Los adversarios del presidente Fernández dicen que si continúa con algunas prácticas se le recordará como uno de los líderes nacionales más contradictorios. Alegan que su discurso sobre la modernidad cae pulverizado con su práctica "clientelista" en la que consume buena parte del presupuesto nacional al que podría darse un mejor uso. Se disminuye incluso a lo ojos de quienes lo creen un político con amplia visión de futuro cuando lo ven distribuyendo cajas de alimentos y en algunos casos hasta dinero. Actividades estas en las que se pone a la gente a pasar por la humillación de vitorear consignas partidistas y a blandir afiches a cambio de una magra ración para la Nochebuena, tras una larga espera bajo un ardiente sol aguantando toda clase de empujones.
Es cierto que otros políticos en el ejercicio del poder incurrieron en la misma práctica y que sería injusto atribuirle la paternidad de esa odiosa forma de hacer política. Pero Joaquín Balaguer, que a pesar de todos los denuestos que sufrió parece hoy un paradigma, encargaba a otros de esa tarea que solía hacerse sí en su nombre.

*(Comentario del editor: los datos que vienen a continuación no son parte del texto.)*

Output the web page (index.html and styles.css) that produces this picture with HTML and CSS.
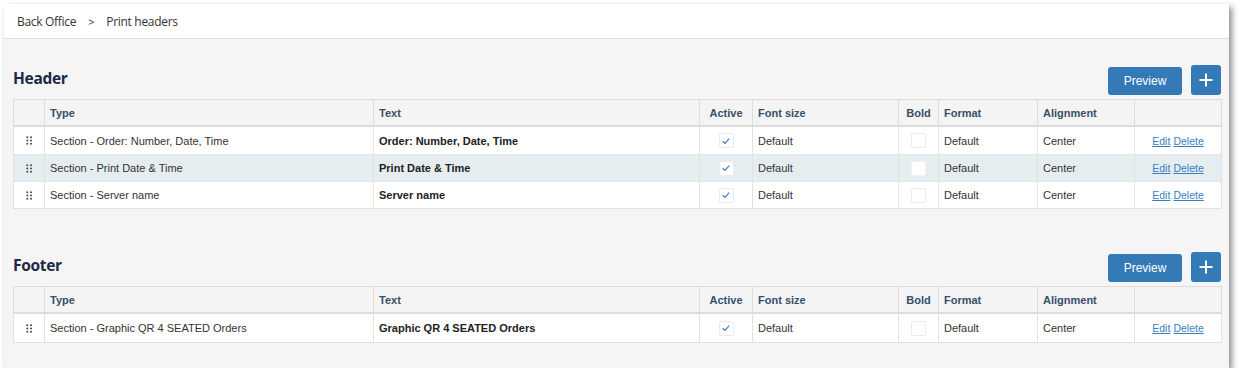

En momentos en que el Gobierno le impone al país el enorme sacrificio de una reforma fiscal para conjurar los déficit provocados por el exceso de gastos, no se ve con simpatía el recurrir a una práctica con más visos de proselitismo que de ayuda social, por cuanto lejos de elevar la dignidad de los beneficiados les muestran en toda su desnudez la dimensión de su pobreza.
En una oportunidad incluso se agregó a estos repartos un lavado gratis de cabellos en salones para damas, lo cual fue recibido con muestras de estupor en organizaciones preocupadas por los derechos de la mujer y por otras entidades que ven en ella una resucitación de prácticas fuera de época. El presidente debería escuchar de cuando en cuando a sus críticos y rechazar aquellos cánticos que le alejan de la realidad.